# WHAT IS EXPECTED
Gather from the material every line that contains the string "styled".

-*-*-

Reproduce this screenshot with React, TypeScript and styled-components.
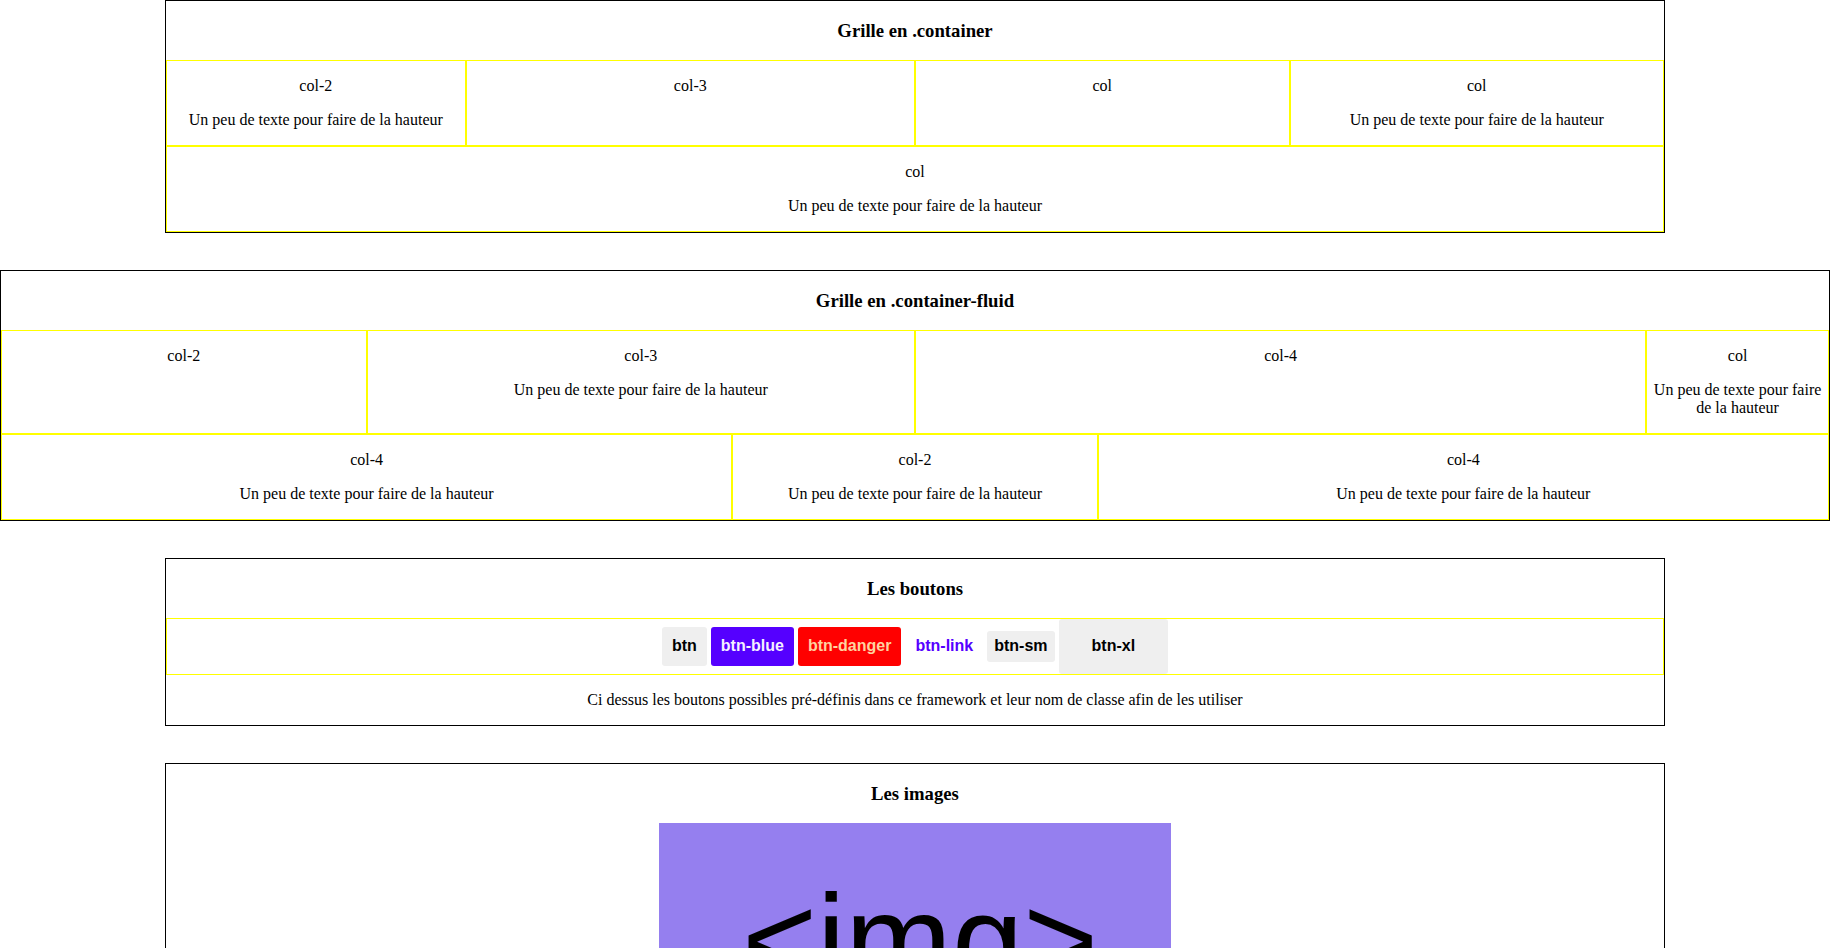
import React from "react";
import styled, { createGlobalStyle, css } from "styled-components";

const GlobalStyle = createGlobalStyle`
  html, body {
    margin: 0;
    padding: 0;
    background: #fff;
  }
  body {
    padding-right: 3px;
    font-family: "Liberation Serif", "Times New Roman", serif;
    font-size: 16px;
    color: #000;
  }
`;

const Section = styled.section<{ $fluid?: boolean }>`
  box-sizing: border-box;
  border: 1px solid #000;
  text-align: center;
  margin: 0 auto 37px;
  width: ${(p) => (p.$fluid ? "auto" : "1500px")};
`;

const Title = styled.h3`
  margin: 18.72px 0;
  font-size: 18.72px;
  font-weight: bold;
  line-height: 21.5px;
`;

const Row = styled.div`
  display: flex;
`;

const Col = styled.div<{ $span?: number }>`
  box-sizing: border-box;
  border: 1px solid #ffff00;
  min-width: 0;
  flex: ${(p) => (p.$span ? `0 0 ${p.$span * 10}%` : "1 1 0")};
`;

const Text = styled.p`
  margin: 16px 0;
  line-height: 18px;
`;

const ButtonBar = styled.div`
  border: 1px solid #ffff00;
  display: flex;
  justify-content: center;
  align-items: center;
  gap: 4px;
  min-height: 55px;
`;

type Variant = "default" | "blue" | "danger" | "link";
type Size = "md" | "sm" | "xl";

const variants: Record<Variant, ReturnType<typeof css>> = {
  default: css`
    background: #efefef;
    color: #000;
  `,
  blue: css`
    background: #5500ff;
    color: #f4f0ff;
  `,
  danger: css`
    background: #ff0000;
    color: #ffd2a0;
  `,
  link: css`
    background: transparent;
    color: #5500ff;
  `,
};

const sizes: Record<Size, string> = {
  md: "10px 10px",
  sm: "6.3px 7px",
  xl: "18.3px 33px",
};

const Btn = styled.button<{ $variant?: Variant; $size?: Size }>`
  font-family: "Liberation Sans", Arial, sans-serif;
  font-weight: bold;
  font-size: 16px;
  line-height: 18.4px;
  border: none;
  border-radius: 3px;
  margin: 0;
  cursor: pointer;
  padding: ${(p) => sizes[p.$size ?? "md"]};
  ${(p) => variants[p.$variant ?? "default"]}
`;

const Picture = styled.svg`
  display: block;
  margin: 1px auto 0;
`;

const FILL = "Un peu de texte pour faire de la hauteur";

type Cell = { span?: number; label: string; text?: boolean };

const containerRows: Cell[][] = [
  [
    { span: 2, label: "col-2", text: true },
    { span: 3, label: "col-3" },
    { label: "col" },
    { label: "col", text: true },
  ],
  [{ label: "col", text: true }],
];

const fluidRows: Cell[][] = [
  [
    { span: 2, label: "col-2" },
    { span: 3, label: "col-3", text: true },
    { span: 4, label: "col-4" },
    { label: "col", text: true },
  ],
  [
    { span: 4, label: "col-4", text: true },
    { span: 2, label: "col-2", text: true },
    { span: 4, label: "col-4", text: true },
  ],
];

const Grid = ({ rows }: { rows: Cell[][] }) => (
  <>
    {rows.map((row, i) => (
      <Row key={i}>
        {row.map((c, j) => (
          <Col key={j} $span={c.span}>
            <Text>{c.label}</Text>
            {c.text && <Text>{FILL}</Text>}
          </Col>
        ))}
      </Row>
    ))}
  </>
);

export default function App() {
  return (
    <>
      <GlobalStyle />
      <Section>
        <Title>Grille en .container</Title>
        <Grid rows={containerRows} />
      </Section>
      <Section $fluid>
        <Title>Grille en .container-fluid</Title>
        <Grid rows={fluidRows} />
      </Section>
      <Section>
        <Title>Les boutons</Title>
        <ButtonBar>
          <Btn>btn</Btn>
          <Btn $variant="blue">btn-blue</Btn>
          <Btn $variant="danger">btn-danger</Btn>
          <Btn $variant="link">btn-link</Btn>
          <Btn $size="sm">btn-sm</Btn>
          <Btn $size="xl">btn-xl</Btn>
        </ButtonBar>
        <Text>
          Ci dessus les boutons possibles pré-définis dans ce framework et leur nom de classe afin de les utiliser
        </Text>
      </Section>
      <Section>
        <Title>Les images</Title>
        <Picture width="512" height="256" viewBox="0 0 512 256">
          <rect width="512" height="256" fill="#957fef" />
          <text
            x="261"
            y="161"
            textAnchor="middle"
            fontFamily="Liberation Sans, Arial, sans-serif"
            fontSize="128"
            fill="#000"
          >
            {"<img>"}
          </text>
        </Picture>
      </Section>
    </>
  );
}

-*-*-

# OUTPUT OF THE TASK
Reproduce this screenshot with React, TypeScript and styled-components.
import styled, { createGlobalStyle, css } from "styled-components";
const Section = styled.section<{ $fluid?: boolean }>`
const Title = styled.h3`
const Row = styled.div`
const Col = styled.div<{ $span?: number }>`
const Text = styled.p`
const ButtonBar = styled.div`
const Btn = styled.button<{ $variant?: Variant; $size?: Size }>`
const Picture = styled.svg`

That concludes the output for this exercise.